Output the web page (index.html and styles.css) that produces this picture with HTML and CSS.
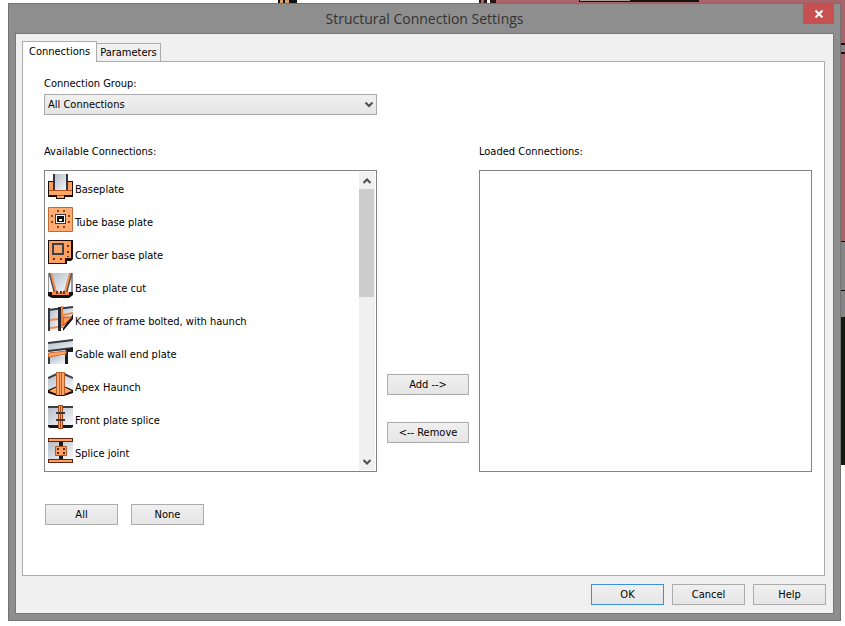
FILE: index.html
```html
<!DOCTYPE html>
<html lang="en">

<head>
  <meta charset="UTF-8">
  <meta name="viewport" content="width=device-width, initial-scale=1.0">
  <title>Structural Connection Settings</title>
  <link rel="stylesheet" href="styles.css">
</head>

<body>
  <!-- Drawing behind the dialog -->
  <svg class="backdrop" viewBox="0 0 845 626" preserveAspectRatio="none" aria-hidden="true">
    <rect width="845" height="626" fill="#fff" />
    <path d="M479 0H845V241H479z" fill="#a86468" />
    <path d="M278 0h19v4h-19z" fill="#111" />
    <path d="M280 0h3v4h-3zM285 0h4v4h-4z" fill="#d9a06c" />
    <path d="M479 0h17v4h-17z" fill="#2a1414" />
    <path d="M481 0h3v4h-3z" fill="#a86468" />
    <path d="M487 0h3v4h-3z" fill="#fff" />
    <path d="M579 0h120v2H579z" fill="#111" />
    <path d="M580 0h50v1h-50z" fill="#a8a098" />
    <path d="M838 43h7v11h-7z" fill="#111" />
    <path d="M838 45h7v7h-7z" fill="#858585" />
    <path d="M838 241h7v76h-7z" fill="#858585" />
    <path d="M838 241h7v1h-7zM838 290h7v1h-7z" fill="#000" />
    <path d="M838 317h7v148h-7z" fill="#151b0c" />
  </svg>

  <div class="dialog">
    <header class="title-bar">
      <h1>Structural Connection Settings</h1>
      <button type="button" class="close-btn" aria-label="Close">
        <svg width="8" height="8" viewBox="0 0 8 8"><path d="M0.5 0.5L7.5 7.5M7.5 0.5L0.5 7.5" stroke="#fff" stroke-width="2" /></svg>
      </button>
    </header>

    <form class="client">
      <div class="tabs" role="tablist">
        <button type="button" class="tab active" role="tab" aria-selected="true">Connections</button>
        <button type="button" class="tab" role="tab" aria-selected="false">Parameters</button>
      </div>

      <div class="panel" role="tabpanel">
        <div class="columns">
          <div class="column">
            <label for="group">Connection Group:</label>
            <div class="select-wrap">
              <select id="group">
                <option>All Connections</option>
              </select>
              <svg class="arrow" width="8" height="6" viewBox="0 0 8 6"><path d="M0.5 0.5L4 4L7.5 0.5" /></svg>
            </div>
          </div>
        </div>

        <div class="columns lists">
          <section class="column">
            <h2 id="availableLabel">Available Connections:</h2>
            <div class="list-box">
              <ul class="items" role="listbox" aria-labelledby="availableLabel">
                <li role="option">
                  <svg viewBox="0 0 25 25">
                    <path d="M0 7H5V16H20V7H25V23H17V25H8V23H0z" fill="#1a0d06" />
                    <path d="M7 0H19V16H7z" fill="url(#steel)" />
                    <path d="M1 8H5V16H1zM20 8H24V16H20z" fill="#fa9c5e" />
                    <path d="M1 17H24V21H1zM9 22H16V24H9z" fill="#ffa566" />
                    <path d="M1 16H24V17H1zM9 21H16V22H9z" fill="#b4521e" />
                    <path d="M5 0H7V16H5zM18 0H20V16H18z" fill="#30363e" />
                  </svg>
                  <span>Baseplate</span>
                </li>
                <li role="option">
                  <svg viewBox="0 0 25 25">
                    <path d="M0.5 0.5H24.5V24.5H0.5z" fill="#ffad72" stroke="#c06a38" />
                    <path d="M7 7H18V17H7z" fill="#3a3f46" />
                    <path d="M8 8H17V16H8z" fill="#f4f6f8" />
                    <path d="M9 9H16V15H9z" fill="#111" />
                    <path d="M11 12H14V14H11z" fill="#fff" />
                    <path d="M9 3h2v2H9zM15 3h2v2h-2zM9 19h2v2H9zM15 19h2v2h-2zM3 8h2v2H3zM3 14h2v2H3zM20 8h2v2h-2zM20 14h2v2h-2z" fill="#8a4622" />
                  </svg>
                  <span>Tube base plate</span>
                </li>
                <li role="option">
                  <svg viewBox="0 0 25 25">
                    <path d="M0 0H25V19L23 21H19V24H0z" fill="#1a0d06" />
                    <path d="M1 1H23V18H17V23H1z" fill="#ffa061" />
                    <path d="M5 4H15V14H5z" fill="#f9a468" stroke="#3c4249" stroke-width="2" />
                    <path d="M19 5h2v2h-2zM19 11h2v2h-2zM5 18h2v2H5zM12 18h2v2h-2zM19 16h2v1h-2z" fill="#6e3416" />
                  </svg>
                  <span>Corner base plate</span>
                </li>
                <li role="option">
                  <svg viewBox="0 0 25 25">
                    <path d="M0 0H25V20H0z" fill="#f6f7f9" />
                    <path d="M2 0H23L18 19H7z" fill="url(#steel)" />
                    <path d="M0 0V20M24 0V20" stroke="#333" />
                    <path d="M2 0L7 19M23 0L18 19" stroke="#56504e" stroke-width="3" />
                    <path d="M3 0L8 19M22 0L17 19" stroke="#f09257" stroke-width="2" />
                    <path d="M0 19H4L5 21H20L21 19H25V22L21 25H4L0 23z" fill="#111" />
                    <path d="M4 19H21V22H4z" fill="#ff8c43" />
                    <path d="M8 18h2v3H8zM12 18h2v3h-2zM15 18h2v3h-2z" fill="#474346" />
                  </svg>
                  <span>Base plate cut</span>
                </li>
                <li role="option">
                  <svg viewBox="0 0 25 25">
                    <path d="M1 3H11V24H1z" fill="url(#steel)" />
                    <path d="M14 3L25 1V10H14z" fill="url(#steel)" />
                    <path d="M0 2H2V25H0z" fill="#313841" />
                    <path d="M0 4L25 1" stroke="#313841" stroke-width="2" />
                    <path d="M15 22V25L25 13V8z" fill="#111" />
                    <path d="M15 11H24L15 20z" fill="#ff9753" stroke="#a84a1c" />
                    <path d="M10 1H13V25H10z" fill="#26282d" />
                    <path d="M13 0H15V22H13z" fill="#f0803c" />
                    <path d="M2 14L10 13M2 22L10 21M15 9L25 7" stroke="#ee8b50" stroke-width="2" />
                  </svg>
                  <span>Knee of frame bolted, with haunch</span>
                </li>
                <li role="option">
                  <svg viewBox="0 0 25 25">
                    <path d="M0 4L25 1V10L0 13z" fill="url(#steel)" />
                    <path d="M2 17H18V25H2z" fill="url(#steel)" />
                    <path d="M0 4L25 1M0 12L25 9" stroke="#353b42" stroke-width="2" />
                    <path d="M0 18H2V25H0z" fill="#353b42" />
                    <path d="M18 10L25 9V13H20V25H17V14z" fill="#1b1d20" />
                    <path d="M0.5 14L18 12V15L0.5 18z" fill="#ffa364" stroke="#c9692f" />
                  </svg>
                  <span>Gable wall end plate</span>
                </li>
                <li role="option">
                  <svg viewBox="0 0 25 25">
                    <path d="M0 6L9 2H16L25 6V17L16 15H9L0 18z" fill="url(#steel)" />
                    <path d="M0 6L9 2M25 6L16 2" stroke="#3b4148" stroke-width="2" />
                    <path d="M0 18L9 14H16L25 18V21L16 24H9L0 21z" fill="#1a0d06" />
                    <path d="M1 19L9 15V22zM16 15L24 19L16 22z" fill="#ffa364" />
                    <path d="M8 0H17V23H8z" fill="#b8602c" />
                    <path d="M9 1H11V23H9zM12 1H13V23H12zM14 1H16V23H14z" fill="#ffa566" />
                  </svg>
                  <span>Apex Haunch</span>
                </li>
                <li role="option">
                  <svg viewBox="0 0 25 25">
                    <path d="M0 2H25V20H0z" fill="url(#steel)" />
                    <path d="M0 1H25V3H0z" fill="#3a4048" />
                    <path d="M0 20H25V22L23 23H2L0 22z" fill="#16181b" />
                    <path d="M10 0H15V24H10z" fill="#a84b1c" />
                    <path d="M11 1H12V23H11zM13 1H14V23H13z" fill="#ffa566" />
                    <path d="M8 7H17V9H8zM8 14H17V16H8z" fill="#3a3a3c" />
                  </svg>
                  <span>Front plate splice</span>
                </li>
                <li role="option">
                  <svg viewBox="0 0 25 25">
                    <path d="M0 4H25V21H0z" fill="url(#steel)" />
                    <path d="M11 4H15V21H11z" fill="#1a1c1f" />
                    <path d="M0 0H25V4H0zM0 21H25V25H0z" fill="#5c2610" />
                    <path d="M1 1H24V3H1zM1 22H24V24H1z" fill="#ffa061" />
                    <path d="M7.5 8.5H18.5V17.5H7.5z" fill="#ffa061" stroke="#b4561f" />
                    <path d="M9 10h2v2H9zM15 10h2v2h-2zM9 14h2v2H9zM15 14h2v2h-2z" fill="#4e2814" />
                  </svg>
                  <span>Splice joint</span>
                </li>
              </ul>
              <div class="scrollbar">
                <button type="button" aria-label="Scroll up"><svg class="arrow" width="8" height="6" viewBox="0 0 8 6"><path d="M0.5 5L4 1.5L7.5 5" /></svg></button>
                <div class="thumb"></div>
                <button type="button" aria-label="Scroll down"><svg class="arrow" width="8" height="6" viewBox="0 0 8 6"><path d="M0.5 1L4 4.5L7.5 1" /></svg></button>
              </div>
            </div>
          </section>

          <div class="move-btns">
            <button type="button" class="btn">Add --&gt;</button>
            <button type="button" class="btn">&lt;-- Remove</button>
          </div>

          <section class="column">
            <h2 id="loadedLabel">Loaded Connections:</h2>
            <div class="list-box">
              <ul class="items" role="listbox" aria-labelledby="loadedLabel"></ul>
            </div>
          </section>
        </div>

        <div class="select-btns">
          <button type="button" class="btn">All</button>
          <button type="button" class="btn">None</button>
        </div>
      </div>

      <footer class="dialog-btns">
        <button type="button" class="btn default">OK</button>
        <button type="button" class="btn">Cancel</button>
        <button type="button" class="btn">Help</button>
      </footer>
    </form>
  </div>

  <!-- Shared gradient for the steel parts of the icons -->
  <svg class="defs" width="0" height="0" aria-hidden="true">
    <linearGradient id="steel" x1="0" y1="0" x2="1" y2="1">
      <stop offset="0" stop-color="#b4bcc8" />
      <stop offset="1" stop-color="#f7f9fb" />
    </linearGradient>
  </svg>
</body>

</html>
```

FILE: styles.css
```css
* {
  box-sizing: border-box;
}

body {
  margin: 0;
  min-height: 100vh;
  padding: 3px 4px 5px 8px;
  display: flex;
  font-family: Tahoma, "DejaVu Sans Condensed", sans-serif;
  font-size: 11px;
  line-height: 14px;
  color: #000;
}

.backdrop {
  position: absolute;
  top: 0;
  left: 0;
  width: 100%;
  height: 100%;
  z-index: -1;
}

.defs {
  position: absolute;
}

button,
select {
  font: inherit;
  color: inherit;
}

/* Window frame */
.dialog {
  flex: 1;
  display: flex;
  flex-direction: column;
  padding: 0 6px 6px;
  background-color: #8e8e8e;
  border: 1px solid #727272;
}

.title-bar {
  display: grid;
  grid-template-columns: 1fr auto 1fr;
  height: 29px;
}

.title-bar h1 {
  grid-column: 2;
  margin: 0;
  font-family: "Segoe UI", "Open Sans", sans-serif;
  font-size: 14px;
  font-weight: normal;
  line-height: 30px;
  color: #333;
}

.close-btn {
  justify-self: end;
  display: flex;
  justify-content: center;
  align-items: center;
  width: 31px;
  height: 20px;
  padding: 0;
  border: none;
  background-color: #c75050;
}

.client {
  flex: 1;
  display: flex;
  flex-direction: column;
  padding: 7px 8px 8px 6px;
  background-color: #f0f0f0;
  border: 1px solid #777;
}

/* Tabs */
.tabs {
  display: flex;
  align-items: flex-end;
}

.tab {
  height: 18px;
  padding: 1px 3px 0;
  border: 1px solid #acacac;
  border-left: none;
  border-bottom: none;
  background-color: #f0f0f0;
}

.tab.active {
  height: 21px;
  padding: 0 6px 1px;
  border-left: 1px solid #acacac;
  background-color: #fff;
  margin-bottom: -1px;
  z-index: 1;
}

.panel {
  flex: 1;
  padding: 15px 12px 20px 21px;
  background-color: #fff;
  border: 1px solid #acacac;
}

.columns {
  display: grid;
  grid-template-columns: 1fr 82px 1fr;
  column-gap: 10px;
}

.column label,
.column h2 {
  display: block;
  margin: 0;
  font-size: 11px;
  font-weight: normal;
}

.select-wrap {
  display: grid;
  align-items: center;
  margin-top: 3px;
}

.select-wrap select,
.select-wrap .arrow {
  grid-area: 1 / 1;
}

.select-wrap .arrow {
  justify-self: end;
  margin-right: 4px;
  pointer-events: none;
}

select {
  appearance: none;
  width: 100%;
  height: 21px;
  padding: 1px 3px 0;
  border: 1px solid #acacac;
  border-radius: 0;
  background: linear-gradient(#f0f0f0, #e5e5e5);
}

.arrow path {
  fill: none;
  stroke: #505050;
  stroke-width: 2;
}

/* Lists */
.lists {
  margin-top: 30px;
}

.list-box {
  display: flex;
  height: 302px;
  margin-top: 11px;
  padding: 1px;
  border: 1px solid #828282;
  background-color: #fff;
}

.items {
  flex: 1;
  margin: 0;
  padding: 0 2px;
  list-style: none;
}

.items li {
  display: flex;
  align-items: center;
  gap: 2px;
  height: 33px;
  padding-top: 2px;
}

.items svg {
  width: 25px;
  height: 25px;
  margin-bottom: 6px;
}

.scrollbar {
  display: flex;
  flex-direction: column;
  width: 16px;
  background-color: #f0f0f0;
}

.scrollbar button {
  display: flex;
  justify-content: center;
  align-items: center;
  height: 17px;
  padding: 0;
  border: none;
  background: none;
}

.scrollbar .thumb {
  height: 108px;
  margin: 0 1px 0 0;
  background-color: #cdcdcd;
}

.scrollbar button:last-child {
  margin-top: auto;
}

/* Buttons */
.btn {
  min-width: 73px;
  height: 21px;
  padding: 1px 4px 0;
  border: 1px solid #acacac;
  background: linear-gradient(#f0f0f0, #e5e5e5);
}

.btn.default {
  border-color: #3c90e4;
}

.move-btns {
  display: flex;
  flex-direction: column;
  justify-content: flex-end;
  gap: 27px;
  padding-bottom: 29px;
}

.select-btns {
  display: flex;
  gap: 13px;
  margin: 32px 0 0 1px;
}

.dialog-btns {
  display: flex;
  justify-content: flex-end;
  gap: 8px;
  margin: 8px -1px 0 0;
}
```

*-*-*

Tally the lines of the listing in which the word "styles" occurs, and state the total alone.

3